On May 12 Beistline issued an order supporting a revised deadline request from Shell, requiring BOEMRE to complete the SEIS on or before Sept. 15, 2011. However, both the Department of the Interior and the plaintiffs in the appeal, the Native Village of Point Hope, the Inupiat Community of the Arctic Slope and 12 environmental organizations, have objected to Shell’s latest request.

Interior says that it is acting as quickly as it can to meet Shell’s needs but that Shell’s proposed deadline would unacceptably truncate the SEIS public notice and comment period, thus jeopardizing the rights of people with interests in the impacts of the lease sale. Moreover, the fallout from prematurely issuing an SEIS that could prove weak in the face of judicial review would present a greater risk to Shell’s plans than the risk presented by BOEMRE’s planned SEIS completion schedule, the agency says.

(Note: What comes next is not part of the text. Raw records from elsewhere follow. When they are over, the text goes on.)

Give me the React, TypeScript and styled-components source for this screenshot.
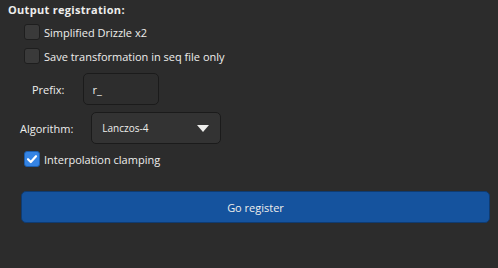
import React from "react";
import styled, { createGlobalStyle } from "styled-components";

const Global = createGlobalStyle`
  html, body {
    margin: 0;
    padding: 0;
    background: #2c2c2c;
  }
  body {
    font-family: "Open Sans", "DejaVu Sans", sans-serif;
    font-size: 11px;
    color: #eeeeec;
  }
`;

const Panel = styled.div`
  width: 498px;
  height: 268px;
  box-sizing: border-box;
  padding: 1px 8px 0 8px;
  display: flex;
  flex-direction: column;
`;

const Title = styled.div`
  font-weight: 700;
  font-size: 11px;
  letter-spacing: 0.3px;
  height: 19px;
  line-height: 18px;
`;

const CheckRow = styled.label<{ $height?: number }>`
  display: flex;
  align-items: center;
  gap: 4px;
  margin-left: 16px;
  height: ${({ $height }) => $height ?? 24}px;
`;

const Box = styled.span<{ $checked?: boolean }>`
  width: 16px;
  height: 16px;
  box-sizing: border-box;
  border-radius: 3px;
  border: 1px solid ${({ $checked }) => ($checked ? "#1b5eb0" : "#1e1e1e")};
  background: ${({ $checked }) => ($checked ? "#3584e4" : "#3a3a3a")};
  display: flex;
  align-items: center;
  justify-content: center;
`;

const FieldRow = styled.div<{ $indent: number; $gap: number }>`
  display: flex;
  align-items: center;
  padding-left: ${({ $indent }) => $indent}px;
  gap: ${({ $gap }) => $gap}px;
`;

const Label = styled.span``;

const Entry = styled.div`
  width: 76px;
  height: 32px;
  box-sizing: border-box;
  border: 1px solid #1b1b1b;
  border-radius: 5px;
  background: #2d2d2d;
  padding: 0 8px;
  display: flex;
  align-items: center;
  font-size: 11px;
`;

const Combo = styled.div`
  width: 130px;
  height: 32px;
  box-sizing: border-box;
  border: 1px solid #1b1b1b;
  border-radius: 5px;
  background: #333333;
  padding: 0 10px;
  display: flex;
  align-items: center;
  justify-content: space-between;
  font-size: 10px;
`;

const Arrow = styled.span`
  width: 0;
  height: 0;
  border-left: 6px solid transparent;
  border-right: 6px solid transparent;
  border-top: 7px solid #eeeeec;
  margin-right: 1px;
`;

const Button = styled.button`
  margin: 21px 0 0 13px;
  width: 469px;
  height: 32px;
  border: 1px solid #0f3b71;
  border-radius: 5px;
  background: #15539e;
  color: #eeeeec;
  font-family: "Open Sans", "DejaVu Sans", sans-serif;
  font-size: 11px;
`;

function Check({ checked }: { checked?: boolean }) {
  return (
    <Box $checked={checked}>
      {checked && (
        <svg width="12" height="12" viewBox="0 0 12 12">
          <path
            d="M2 6.2 L4.8 9 L10 3.2"
            fill="none"
            stroke="#ffffff"
            strokeWidth="2.2"
            strokeLinecap="round"
            strokeLinejoin="round"
          />
        </svg>
      )}
    </Box>
  );
}

export default function App() {
  return (
    <Panel>
      <Global />
      <Title>Output registration:</Title>
      <CheckRow>
        <Check />
        Simplified Drizzle x2
      </CheckRow>
      <CheckRow>
        <Check />
        Save transformation in seq file only
      </CheckRow>
      <FieldRow $indent={24} $gap={19} style={{ marginTop: 5 }}>
        <Label>Prefix:</Label>
        <Entry>r_</Entry>
      </FieldRow>
      <FieldRow $indent={12} $gap={18} style={{ marginTop: 7 }}>
        <Label>Algorithm:</Label>
        <Combo>
          Lanczos-4
          <Arrow />
        </Combo>
      </FieldRow>
      <CheckRow $height={22} style={{ marginTop: 4 }}>
        <Check checked />
        Interpolation clamping
      </CheckRow>
      <Button>Go register</Button>
    </Panel>
  );
}
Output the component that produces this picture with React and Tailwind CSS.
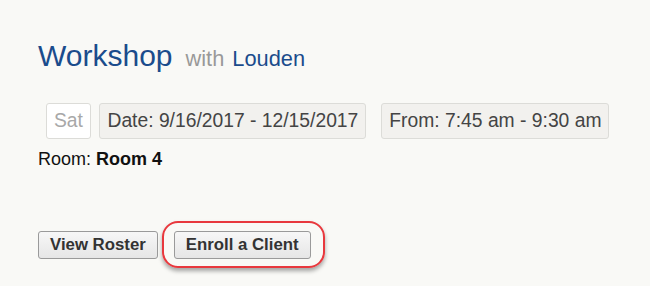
export default function App() {
  return (
    <div
      className="min-h-[286px] w-[650px] bg-[#f9f9f6] pl-[38px] pt-[38px]"
      style={{ fontFamily: '"Liberation Sans", Arial, sans-serif' }}
    >
      {/* title */}
      <div className="flex items-baseline leading-[36px]">
        <span className="text-[30px] text-[#1b4c8c]">Workshop</span>
        <span className="ml-[13px] text-[21.8px] text-[#999999]">with</span>
        <span className="ml-[8px] text-[21.8px] text-[#1b4c8c]">Louden</span>
      </div>

      {/* schedule chips */}
      <div className="mt-[26px] flex text-[19.3px] leading-[22px]">
        <span className="ml-[8px] rounded-[3px] border border-[#dcdcd8] bg-white px-[7px] py-[6px] text-[#a8a8a8]">
          Sat
        </span>
        <span className="ml-[8.5px] rounded-[3px] border border-[#dcdcd8] bg-[#f2f1ee] px-[7px] py-[6px] text-[#444]">
          Date: 9/16/2017 - 12/15/2017
        </span>
        <span className="ml-[15px] rounded-[3px] border border-[#dcdcd8] bg-[#f2f1ee] px-[7px] py-[6px] text-[#444]">
          From: 7:45 am - 9:30 am
        </span>
      </div>

      <div className="mt-[10px] text-[18px] leading-[20px] text-[#111]">
        Room: <span className="font-bold">Room 4</span>
      </div>

      {/* actions */}
      <div className="mt-[62px] flex items-start text-[16.8px] leading-[20px]">
        <button className="rounded-[3px] border border-[#9a9a9a] bg-gradient-to-b from-[#f7f7f7] to-[#e6e6e6] px-[11px] py-[3px] font-bold text-[#333]">
          View Roster
        </button>
        <div className="relative ml-4">
          <button className="rounded-[3px] border border-[#9a9a9a] bg-gradient-to-b from-[#f7f7f7] to-[#e6e6e6] px-[11px] py-[3px] font-bold text-[#333]">
            Enroll a Client
          </button>
          <span className="pointer-events-none absolute -bottom-[9px] -left-[12px] -right-[14px] -top-[10px] rounded-[16px] border-2 border-[#e8383d] shadow-[0_3px_4px_rgba(0,0,0,0.35)]" />
        </div>
      </div>
    </div>
  );
}
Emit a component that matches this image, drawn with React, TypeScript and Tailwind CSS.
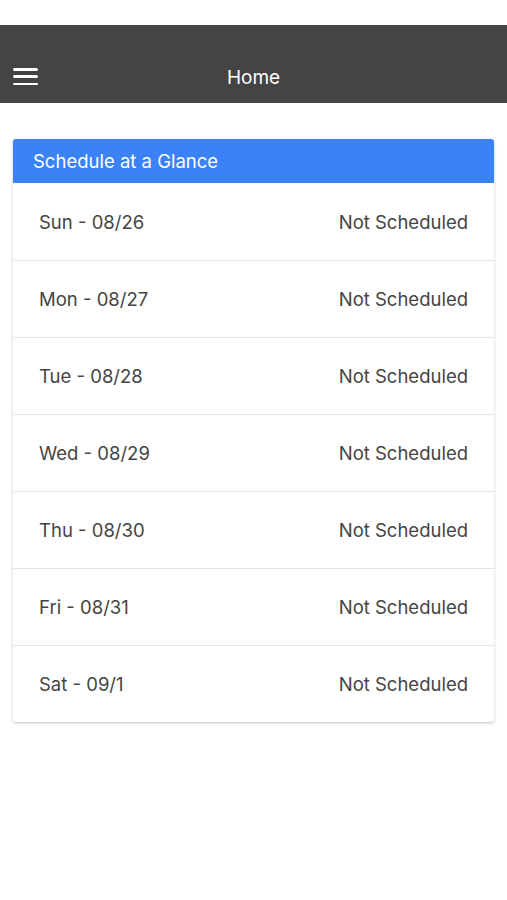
const days = [
  "Sun - 08/26",
  "Mon - 08/27",
  "Tue - 08/28",
  "Wed - 08/29",
  "Thu - 08/30",
  "Fri - 08/31",
  "Sat - 09/1",
];

export default function App() {
  return (
    <div className="min-h-[900px] bg-white font-['Inter','Liberation_Sans',sans-serif]">
      <div className="h-[25px]" />
      <header className="h-[78px] bg-[#444444] flex items-end pb-[12px] relative">
        <button className="ml-[13px] w-[25px] h-[17px] flex flex-col justify-between mb-[6px]">
          <span className="block h-[2.5px] w-full bg-white rounded" />
          <span className="block h-[2.5px] w-full bg-white rounded" />
          <span className="block h-[2.5px] w-full bg-white rounded" />
        </button>
        <h1 className="absolute left-0 right-0 bottom-[12px] text-center text-white text-[19px] leading-[26px]">
          Home
        </h1>
      </header>
      <div className="px-[13px] pt-[36px]">
        <div className="rounded-[3px] shadow-[0_1px_3px_rgba(0,0,0,0.25)] overflow-hidden">
          <div className="h-[44px] bg-[#3b82f6] flex items-center px-[20px] pt-[2px] text-white text-[18.5px]">
            Schedule at a Glance
          </div>
          {days.map((d, i) => (
            <div
              key={d}
              className={`h-[77px] flex items-center justify-between px-[26px] pt-[2px] text-[18.5px] text-[#444] ${i > 0 ? "border-t border-[#e5e5e5]" : ""}`}
            >
              <span>{d}</span>
              <span>Not Scheduled</span>
            </div>
          ))}
        </div>
      </div>
    </div>
  );
}
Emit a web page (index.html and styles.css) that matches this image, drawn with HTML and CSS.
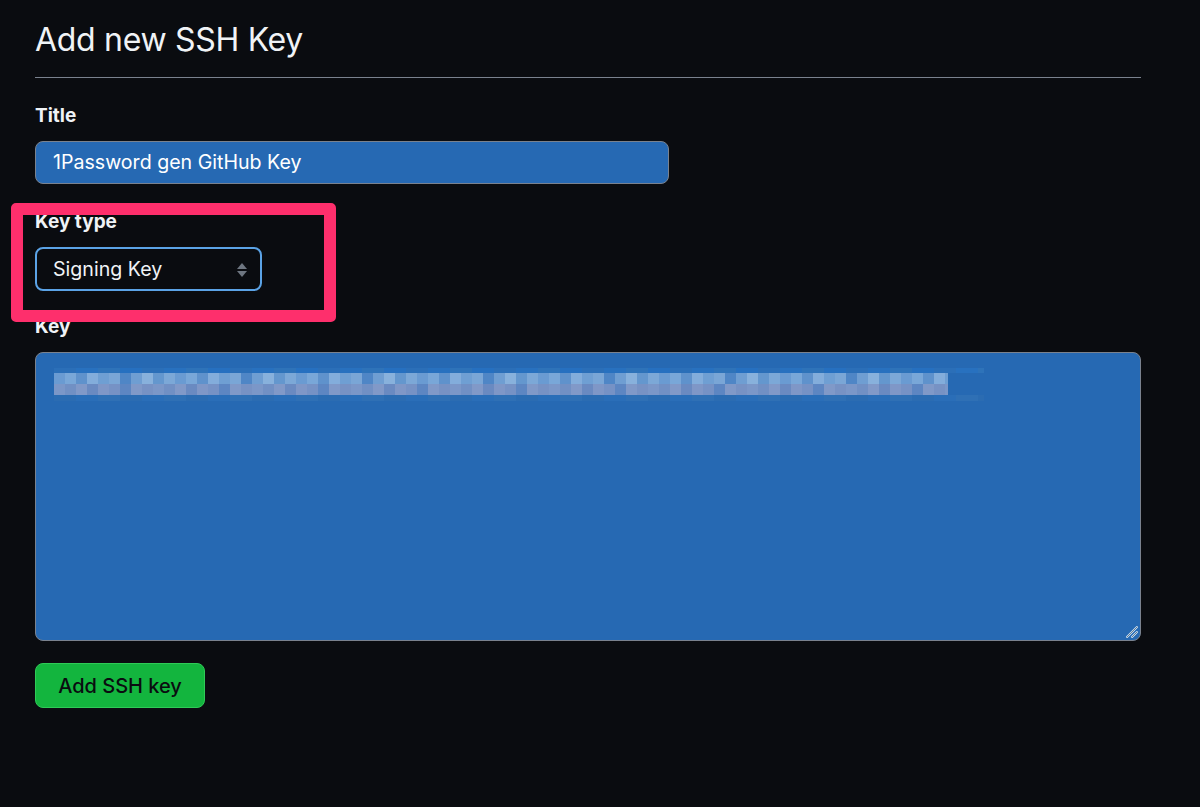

The plaintiffs told the court that, following legal precedent, the court should defer to BOEMRE’s expertise in determining the length of time that it will take to complete the SEIS. The plaintiffs also objected to a request by Shell that the court should require BOEMRE to issue monthly status reports that include reports on progress in reviewing Shell’s new Beaufort and Chukchi Sea exploration plans. It is premature for BOEMRE to review plans for leases that are themselves “the subject of reconsideration,” the plaintiffs wrote in a May 16 court filing.

A flavor of what BOEMRE may view as a very large Chukchi Sea oil spill in its Chukchi Sea SEIS appeared in an internal BOEMRE memo describing the possibility of a well blowout with an initial oil flow rate of 61,000 barrels per day, leading to an eventual spill size of perhaps 1.4 million barrels. BOEMRE has emphasized that these figures represent a hypothetical maximum discharge scenario for informing regulatory decision makers, rather than an assessment from an actual Chukchi Sea oil prospect.

According to Shell’s recently filed Chukchi Sea exploration plan, in the event of a blowout the worst-case discharge of oil from the wells that the company plans to drill in the Burger prospect could hit a peak flow rate of 23,100 barrels per day, possibly leading to a spill size of 669,479 barrels in a worst-case relief well drilling situation. Shell says that its oil spill response contingency plan accommodates a maximum oil discharge rate of 25,000 barrels per day and a spill size of 750,000 barrels, larger volumes than the company’s worst case estimate for drilling at Burger. However, Shell has said that its planned Chukchi Sea wells would be very straightforward to drill, presenting an extremely low blowout risk.